[Record list]
begin

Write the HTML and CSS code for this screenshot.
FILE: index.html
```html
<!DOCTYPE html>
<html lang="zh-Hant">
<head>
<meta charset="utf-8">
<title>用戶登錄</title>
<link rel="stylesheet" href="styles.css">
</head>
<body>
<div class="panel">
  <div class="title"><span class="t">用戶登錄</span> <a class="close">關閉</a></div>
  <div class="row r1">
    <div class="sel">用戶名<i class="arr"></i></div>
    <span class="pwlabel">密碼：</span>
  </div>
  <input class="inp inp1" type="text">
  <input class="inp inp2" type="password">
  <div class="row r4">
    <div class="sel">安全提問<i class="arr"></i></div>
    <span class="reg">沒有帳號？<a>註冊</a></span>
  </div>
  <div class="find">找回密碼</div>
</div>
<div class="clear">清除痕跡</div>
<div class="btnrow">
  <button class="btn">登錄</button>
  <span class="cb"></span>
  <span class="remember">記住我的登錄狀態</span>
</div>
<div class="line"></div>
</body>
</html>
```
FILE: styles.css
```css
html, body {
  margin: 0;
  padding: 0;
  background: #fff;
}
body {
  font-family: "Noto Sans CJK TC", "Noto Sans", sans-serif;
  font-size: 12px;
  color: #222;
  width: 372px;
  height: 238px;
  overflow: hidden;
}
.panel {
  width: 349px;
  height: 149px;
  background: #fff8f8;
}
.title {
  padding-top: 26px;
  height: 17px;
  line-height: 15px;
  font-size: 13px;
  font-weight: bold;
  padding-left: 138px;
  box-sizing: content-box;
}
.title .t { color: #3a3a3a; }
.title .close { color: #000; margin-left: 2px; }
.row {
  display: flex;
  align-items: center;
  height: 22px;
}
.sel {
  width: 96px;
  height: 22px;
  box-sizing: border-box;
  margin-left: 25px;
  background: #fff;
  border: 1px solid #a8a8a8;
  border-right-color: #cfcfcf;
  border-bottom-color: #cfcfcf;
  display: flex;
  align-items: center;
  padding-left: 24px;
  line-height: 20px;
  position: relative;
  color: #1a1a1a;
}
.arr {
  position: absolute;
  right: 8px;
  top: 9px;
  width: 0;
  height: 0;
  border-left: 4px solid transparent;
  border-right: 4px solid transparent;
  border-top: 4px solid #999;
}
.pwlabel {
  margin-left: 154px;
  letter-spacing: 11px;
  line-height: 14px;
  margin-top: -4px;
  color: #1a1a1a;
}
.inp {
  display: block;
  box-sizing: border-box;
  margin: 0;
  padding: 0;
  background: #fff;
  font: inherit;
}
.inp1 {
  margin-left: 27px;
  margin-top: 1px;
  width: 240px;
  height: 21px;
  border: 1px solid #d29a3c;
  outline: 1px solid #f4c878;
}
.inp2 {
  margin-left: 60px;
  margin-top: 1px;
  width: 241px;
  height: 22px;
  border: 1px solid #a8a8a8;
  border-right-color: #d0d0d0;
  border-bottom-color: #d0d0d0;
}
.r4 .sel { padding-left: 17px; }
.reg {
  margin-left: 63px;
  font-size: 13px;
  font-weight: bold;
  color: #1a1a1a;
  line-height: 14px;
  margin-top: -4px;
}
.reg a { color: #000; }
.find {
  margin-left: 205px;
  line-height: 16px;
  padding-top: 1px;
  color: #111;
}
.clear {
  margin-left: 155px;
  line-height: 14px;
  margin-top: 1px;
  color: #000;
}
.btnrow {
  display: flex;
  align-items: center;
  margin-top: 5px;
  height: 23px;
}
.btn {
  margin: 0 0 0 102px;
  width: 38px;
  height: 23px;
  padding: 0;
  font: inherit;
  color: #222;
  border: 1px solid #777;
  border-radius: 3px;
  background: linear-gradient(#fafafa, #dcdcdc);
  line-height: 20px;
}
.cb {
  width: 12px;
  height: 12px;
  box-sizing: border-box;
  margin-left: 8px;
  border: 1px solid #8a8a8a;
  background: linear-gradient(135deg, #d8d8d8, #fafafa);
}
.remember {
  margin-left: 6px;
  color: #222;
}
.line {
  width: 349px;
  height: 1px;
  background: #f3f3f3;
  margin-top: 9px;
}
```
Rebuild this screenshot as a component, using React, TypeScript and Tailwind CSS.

end

Print every entry exactly as it appears.

Write the HTML and CSS code for this screenshot.
FILE: index.html
```html
<!DOCTYPE html>
<html lang="zh-Hant">
<head>
<meta charset="utf-8">
<title>用戶登錄</title>
<link rel="stylesheet" href="styles.css">
</head>
<body>
<div class="panel">
  <div class="title"><span class="t">用戶登錄</span> <a class="close">關閉</a></div>
  <div class="row r1">
    <div class="sel">用戶名<i class="arr"></i></div>
    <span class="pwlabel">密碼：</span>
  </div>
  <input class="inp inp1" type="text">
  <input class="inp inp2" type="password">
  <div class="row r4">
    <div class="sel">安全提問<i class="arr"></i></div>
    <span class="reg">沒有帳號？<a>註冊</a></span>
  </div>
  <div class="find">找回密碼</div>
</div>
<div class="clear">清除痕跡</div>
<div class="btnrow">
  <button class="btn">登錄</button>
  <span class="cb"></span>
  <span class="remember">記住我的登錄狀態</span>
</div>
<div class="line"></div>
</body>
</html>
```
FILE: styles.css
```css
html, body {
  margin: 0;
  padding: 0;
  background: #fff;
}
body {
  font-family: "Noto Sans CJK TC", "Noto Sans", sans-serif;
  font-size: 12px;
  color: #222;
  width: 372px;
  height: 238px;
  overflow: hidden;
}
.panel {
  width: 349px;
  height: 149px;
  background: #fff8f8;
}
.title {
  padding-top: 26px;
  height: 17px;
  line-height: 15px;
  font-size: 13px;
  font-weight: bold;
  padding-left: 138px;
  box-sizing: content-box;
}
.title .t { color: #3a3a3a; }
.title .close { color: #000; margin-left: 2px; }
.row {
  display: flex;
  align-items: center;
  height: 22px;
}
.sel {
  width: 96px;
  height: 22px;
  box-sizing: border-box;
  margin-left: 25px;
  background: #fff;
  border: 1px solid #a8a8a8;
  border-right-color: #cfcfcf;
  border-bottom-color: #cfcfcf;
  display: flex;
  align-items: center;
  padding-left: 24px;
  line-height: 20px;
  position: relative;
  color: #1a1a1a;
}
.arr {
  position: absolute;
  right: 8px;
  top: 9px;
  width: 0;
  height: 0;
  border-left: 4px solid transparent;
  border-right: 4px solid transparent;
  border-top: 4px solid #999;
}
.pwlabel {
  margin-left: 154px;
  letter-spacing: 11px;
  line-height: 14px;
  margin-top: -4px;
  color: #1a1a1a;
}
.inp {
  display: block;
  box-sizing: border-box;
  margin: 0;
  padding: 0;
  background: #fff;
  font: inherit;
}
.inp1 {
  margin-left: 27px;
  margin-top: 1px;
  width: 240px;
  height: 21px;
  border: 1px solid #d29a3c;
  outline: 1px solid #f4c878;
}
.inp2 {
  margin-left: 60px;
  margin-top: 1px;
  width: 241px;
  height: 22px;
  border: 1px solid #a8a8a8;
  border-right-color: #d0d0d0;
  border-bottom-color: #d0d0d0;
}
.r4 .sel { padding-left: 17px; }
.reg {
  margin-left: 63px;
  font-size: 13px;
  font-weight: bold;
  color: #1a1a1a;
  line-height: 14px;
  margin-top: -4px;
}
.reg a { color: #000; }
.find {
  margin-left: 205px;
  line-height: 16px;
  padding-top: 1px;
  color: #111;
}
.clear {
  margin-left: 155px;
  line-height: 14px;
  margin-top: 1px;
  color: #000;
}
.btnrow {
  display: flex;
  align-items: center;
  margin-top: 5px;
  height: 23px;
}
.btn {
  margin: 0 0 0 102px;
  width: 38px;
  height: 23px;
  padding: 0;
  font: inherit;
  color: #222;
  border: 1px solid #777;
  border-radius: 3px;
  background: linear-gradient(#fafafa, #dcdcdc);
  line-height: 20px;
}
.cb {
  width: 12px;
  height: 12px;
  box-sizing: border-box;
  margin-left: 8px;
  border: 1px solid #8a8a8a;
  background: linear-gradient(135deg, #d8d8d8, #fafafa);
}
.remember {
  margin-left: 6px;
  color: #222;
}
.line {
  width: 349px;
  height: 1px;
  background: #f3f3f3;
  margin-top: 9px;
}
```
Rebuild this screenshot as a component, using React, TypeScript and Tailwind CSS.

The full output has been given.